Task brief = Write out each line that follows exactly as it stands, without the pictures.

Dataset content =
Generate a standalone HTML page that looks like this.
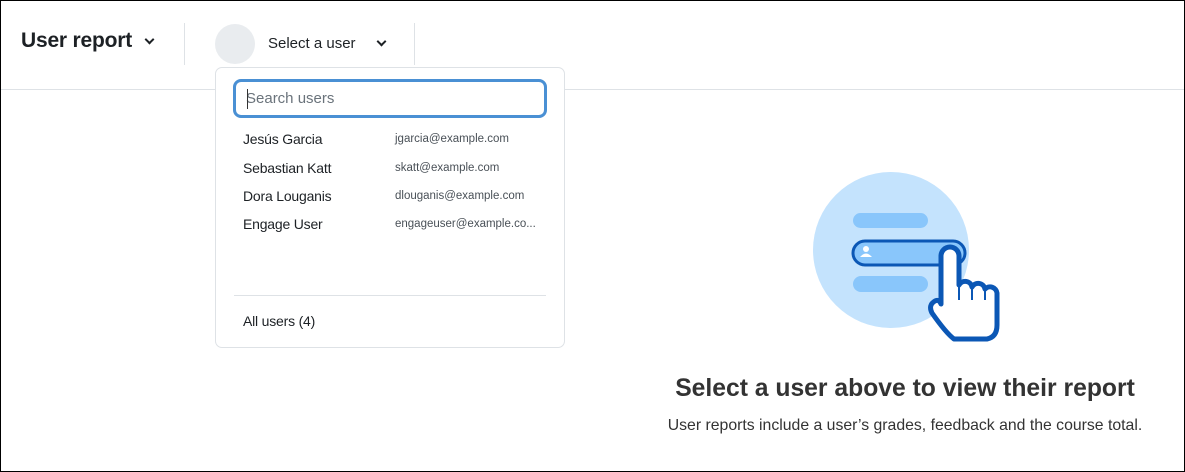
<!DOCTYPE html>
<html><head><meta charset="utf-8"><style>
body{margin:0;width:1185px;height:472px;overflow:hidden;font-family:"Liberation Sans",sans-serif;color:#1d2125;background:#fff}
.frame{position:absolute;left:0;top:0;width:1183px;height:470px;border:1px solid #000}
.hdr{position:absolute;left:1px;top:89px;width:1183px;height:1px;background:#dee2e6}
.vl{position:absolute;top:23px;width:1px;height:42px;background:#dee2e6}
.title{position:absolute;left:21px;top:29px;font-size:21px;font-weight:bold;letter-spacing:-0.2px}
.chev{display:inline-block;width:5px;height:5px;border-right:2px solid #1d2125;border-bottom:2px solid #1d2125;transform:rotate(45deg)}
.av{position:absolute;left:215px;top:24px;width:40px;height:40px;border-radius:50%;background:#e9ecef}
.sel{position:absolute;left:268px;top:35px;font-size:15px}
.dd{position:absolute;left:215px;top:67px;width:348px;height:279px;border:1px solid #dee2e6;border-radius:7px;background:#fff}
.inp{position:absolute;left:17px;top:11px;width:298px;height:33px;border:3px solid #4a90d4;border-radius:8px;font-size:15px;color:#6a737b;line-height:33px;padding-left:10px;box-sizing:content-box}
.inp:before{content:"";position:absolute;left:11px;top:7px;width:1px;height:20px;background:#333}
.row{position:absolute;left:27px;font-size:14px;letter-spacing:-0.2px}
.em{position:absolute;left:179px;font-size:11.5px;color:#495057}
.sep{position:absolute;left:18px;top:227px;width:312px;height:1px;background:#dee2e6}
h2{position:absolute;left:0;top:375px;width:1810px;margin:0;text-align:center;font-size:24.7px;font-weight:bold;color:#333}
.sub{position:absolute;left:0;top:417px;width:1810px;text-align:center;font-size:15.8px;color:#333}
</style></head><body>
<div class="frame"></div>
<div class="hdr"></div>
<div class="title">User report <span class="chev" style="margin-left:8px;position:relative;top:-4px"></span></div>
<div class="vl" style="left:184px"></div>
<div class="vl" style="left:414px"></div>
<div class="av"></div>
<div class="sel">Select a user <span class="chev" style="margin-left:18px;position:relative;top:-3px"></span></div>
<div class="dd">
<div class="inp">Search users</div>
<div class="row" style="top:63px">Jesús Garcia</div><div class="em" style="top:65px">jgarcia@example.com</div>
<div class="row" style="top:92px">Sebastian Katt</div><div class="em" style="top:94px">skatt@example.com</div>
<div class="row" style="top:120px">Dora Louganis</div><div class="em" style="top:122px">dlouganis@example.com</div>
<div class="row" style="top:148px">Engage User</div><div class="em" style="top:150px">engageuser@example.co...</div>
<div class="sep"></div>
<div class="row" style="top:245px">All users (4)</div>
</div>
<svg style="position:absolute;left:0;top:0" width="1185" height="472">
<circle cx="891" cy="250" r="78" fill="#c4e3fd"/>
<rect x="853" y="213" width="75" height="15" rx="7.5" fill="#89c6fb"/>
<rect x="853" y="276" width="75" height="16" rx="8" fill="#89c6fb"/>
<rect x="853" y="241" width="112" height="24" rx="12" fill="#89c6fb" stroke="#0b57b5" stroke-width="3"/>
<circle cx="866" cy="249" r="3" fill="#fff"/><path d="M860 257 q6 -7 12 0 z" fill="#fff"/>
<path d="M941 296 V256 a9 9 0 0 1 18 0 V285 a7 7 0 0 1 13 2 a7 7 0 0 1 13 2 a7 7 0 0 1 12 4 V325 q0 12 -10 14 H954 q-8 -6 -22 -26 q-4 -8 3 -12 q4 -2 6 3 z" fill="#fff" stroke="#0b57b5" stroke-width="5" stroke-linejoin="round"/>
<path d="M959 285 V300 M972 287 V300 M985 289 V300" stroke="#0b57b5" stroke-width="2"/>
</svg>
<h2>Select a user above to view their report</h2>
<div class="sub">User reports include a user’s grades, feedback and the course total.</div>
</body></html>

Final result =
Generate a standalone HTML page that looks like this.
<!DOCTYPE html>
<html><head><meta charset="utf-8"><style>
body{margin:0;width:1185px;height:472px;overflow:hidden;font-family:"Liberation Sans",sans-serif;color:#1d2125;background:#fff}
.frame{position:absolute;left:0;top:0;width:1183px;height:470px;border:1px solid #000}
.hdr{position:absolute;left:1px;top:89px;width:1183px;height:1px;background:#dee2e6}
.vl{position:absolute;top:23px;width:1px;height:42px;background:#dee2e6}
.title{position:absolute;left:21px;top:29px;font-size:21px;font-weight:bold;letter-spacing:-0.2px}
.chev{display:inline-block;width:5px;height:5px;border-right:2px solid #1d2125;border-bottom:2px solid #1d2125;transform:rotate(45deg)}
.av{position:absolute;left:215px;top:24px;width:40px;height:40px;border-radius:50%;background:#e9ecef}
.sel{position:absolute;left:268px;top:35px;font-size:15px}
.dd{position:absolute;left:215px;top:67px;width:348px;height:279px;border:1px solid #dee2e6;border-radius:7px;background:#fff}
.inp{position:absolute;left:17px;top:11px;width:298px;height:33px;border:3px solid #4a90d4;border-radius:8px;font-size:15px;color:#6a737b;line-height:33px;padding-left:10px;box-sizing:content-box}
.inp:before{content:"";position:absolute;left:11px;top:7px;width:1px;height:20px;background:#333}
.row{position:absolute;left:27px;font-size:14px;letter-spacing:-0.2px}
.em{position:absolute;left:179px;font-size:11.5px;color:#495057}
.sep{position:absolute;left:18px;top:227px;width:312px;height:1px;background:#dee2e6}
h2{position:absolute;left:0;top:375px;width:1810px;margin:0;text-align:center;font-size:24.7px;font-weight:bold;color:#333}
.sub{position:absolute;left:0;top:417px;width:1810px;text-align:center;font-size:15.8px;color:#333}
</style></head><body>
<div class="frame"></div>
<div class="hdr"></div>
<div class="title">User report <span class="chev" style="margin-left:8px;position:relative;top:-4px"></span></div>
<div class="vl" style="left:184px"></div>
<div class="vl" style="left:414px"></div>
<div class="av"></div>
<div class="sel">Select a user <span class="chev" style="margin-left:18px;position:relative;top:-3px"></span></div>
<div class="dd">
<div class="inp">Search users</div>
<div class="row" style="top:63px">Jesús Garcia</div><div class="em" style="top:65px">jgarcia@example.com</div>
<div class="row" style="top:92px">Sebastian Katt</div><div class="em" style="top:94px">skatt@example.com</div>
<div class="row" style="top:120px">Dora Louganis</div><div class="em" style="top:122px">dlouganis@example.com</div>
<div class="row" style="top:148px">Engage User</div><div class="em" style="top:150px">engageuser@example.co...</div>
<div class="sep"></div>
<div class="row" style="top:245px">All users (4)</div>
</div>
<svg style="position:absolute;left:0;top:0" width="1185" height="472">
<circle cx="891" cy="250" r="78" fill="#c4e3fd"/>
<rect x="853" y="213" width="75" height="15" rx="7.5" fill="#89c6fb"/>
<rect x="853" y="276" width="75" height="16" rx="8" fill="#89c6fb"/>
<rect x="853" y="241" width="112" height="24" rx="12" fill="#89c6fb" stroke="#0b57b5" stroke-width="3"/>
<circle cx="866" cy="249" r="3" fill="#fff"/><path d="M860 257 q6 -7 12 0 z" fill="#fff"/>
<path d="M941 296 V256 a9 9 0 0 1 18 0 V285 a7 7 0 0 1 13 2 a7 7 0 0 1 13 2 a7 7 0 0 1 12 4 V325 q0 12 -10 14 H954 q-8 -6 -22 -26 q-4 -8 3 -12 q4 -2 6 3 z" fill="#fff" stroke="#0b57b5" stroke-width="5" stroke-linejoin="round"/>
<path d="M959 285 V300 M972 287 V300 M985 289 V300" stroke="#0b57b5" stroke-width="2"/>
</svg>
<h2>Select a user above to view their report</h2>
<div class="sub">User reports include a user’s grades, feedback and the course total.</div>
</body></html>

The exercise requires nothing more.